Temerosos de juzgar por sí mismos, se consideran obligados a dudar de los
jóvenes; ello no les impide, después de su triunfo, decir que fueron sus
descubridores. Entonces prodíganles juramentos de esclavitud que llaman
palabras de estímulo: son el homenaje de su pavor inconfesable. Su protección a
toda superioridad ya irresistible, es un anticipo usuario sobre la gloria
segura: prefieren tenerla propicia a sentirla hostil.

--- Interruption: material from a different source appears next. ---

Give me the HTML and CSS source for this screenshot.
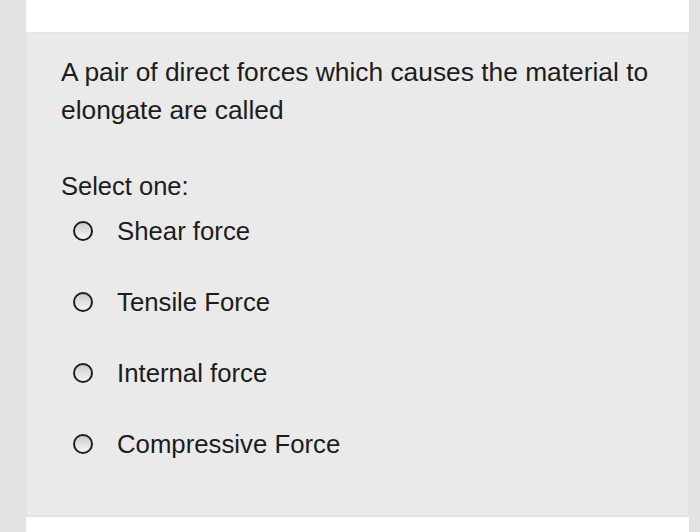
FILE: index.html
```html
<!DOCTYPE html>
<html>
<head>
<meta charset="utf-8">
<link rel="stylesheet" href="styles.css">
</head>
<body>
<div class="page">
  <div class="card-top"></div>
  <div class="question">
    <p class="qtext">A pair of direct forces which causes the material to elongate are called</p>
    <p class="prompt">Select one:</p>
    <div class="options">
      <label class="option"><span class="radio"></span><span class="label">Shear force</span></label>
      <label class="option"><span class="radio"></span><span class="label">Tensile Force</span></label>
      <label class="option"><span class="radio"></span><span class="label">Internal force</span></label>
      <label class="option"><span class="radio"></span><span class="label">Compressive Force</span></label>
    </div>
  </div>
  <div class="card-bottom"></div>
</div>
</body>
</html>
```
FILE: styles.css
```css
html, body {
  margin: 0;
  padding: 0;
  background: #e3e3e3;
  font-family: "Liberation Sans", Arial, sans-serif;
  color: #1c1c1c;
}
.page {
  margin: 0 11px 0 26px;
  height: 532px;
  display: flex;
  flex-direction: column;
}
.card-top {
  height: 32px;
  background: #ffffff;
  border-bottom: 1px solid #e4e4e4;
}
.question {
  flex: 0 0 auto;
  height: 484px;
  background: #eaeaea;
  border-left: 1px solid #e6e6e6;
  border-right: 1px solid #e6e6e6;
  border-bottom: 2px solid #e2e2e2;
  padding: 0 0 0 34px;
  box-sizing: border-box;
}
.card-bottom {
  flex: 1;
  background: #ffffff;
}
.qtext {
  margin: 20px 0 0 0;
  font-size: 26.35px;
  line-height: 38px;
  width: 615px;
}
.prompt {
  margin: 38px 0 0 0;
  font-size: 25.5px;
  line-height: 38px;
}
.options {
  display: flex;
  flex-direction: column;
  gap: 33px;
  margin-top: 7px;
}
.option {
  display: flex;
  align-items: center;
  height: 38px;
}
.radio {
  width: 16px;
  height: 16px;
  border: 2px solid #1e1e1e;
  border-radius: 50%;
  background: linear-gradient(#cccccc, #f6f6f6);
  margin-left: 12px;
  margin-right: 24px;
}
.label {
  font-size: 25.75px;
  line-height: 38px;
}
```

Hacen mal por imprevisión o por inconsciencia, como los
niños que matan gorriones a pedradas. Traicionan por descuido. Comprometen por
distracción. Son incapaces de guardar un secreto; confiárselo equivale a
ocultar un tesoro en caja de vidrio. Si la vanidad no les tienta, suelen
atravesar la penumbra sin herir ni ser heridos, llevando a cuestas cierto
optimismo de Pangloss. A fuerza de paciencia pueden adquirir alguna habilidad
parcial, como esos autómatas perfeccionados que honran a la juguetería moderna:
podría concedérseles una especie de viveza, quisicosa del ser y del no ser,
intermediaria entre una estupidez complicada y una travesura inocente. Juzgan
las palabras sin advertir que ellas se refieren a cosas; se convencen de lo que
ya tiene un sitio marcado en su mollera y muéstranse esquivos a lo que no
en-caja en su espíritu. Son feligreses de la palabra; no ascienden a la idea ni
conciben el ideal. Su mayor ingenio es siempre verbal y sólo llegan al
chascarrillo, que es una prestidigitación de palabras; tiemblan ante los que
pueden jugar con las ideas y producir esa gracia del espíritu que es la
paradoja. Mediante ésta se descubren los puntos de vista que permiten conciliar
los contrarios y se enseña que toda creencia es relativa al que la cree
pudiendo sus contrarias ser creídas por otros al mismo tiempo.
La mediocridad intelectual hace al hombre solemne, modesto,
indeciso y obtuso. Cuando no le envenenan la vanidad y la envidia, diríase que
duerme sin soñar. Pasea su vida por las llanuras; evita mirar desde las cumbres
que escalan los videntes y asomarse a los precipicios que sondan los elegidos.
Vive entre los engranajes de la rutina.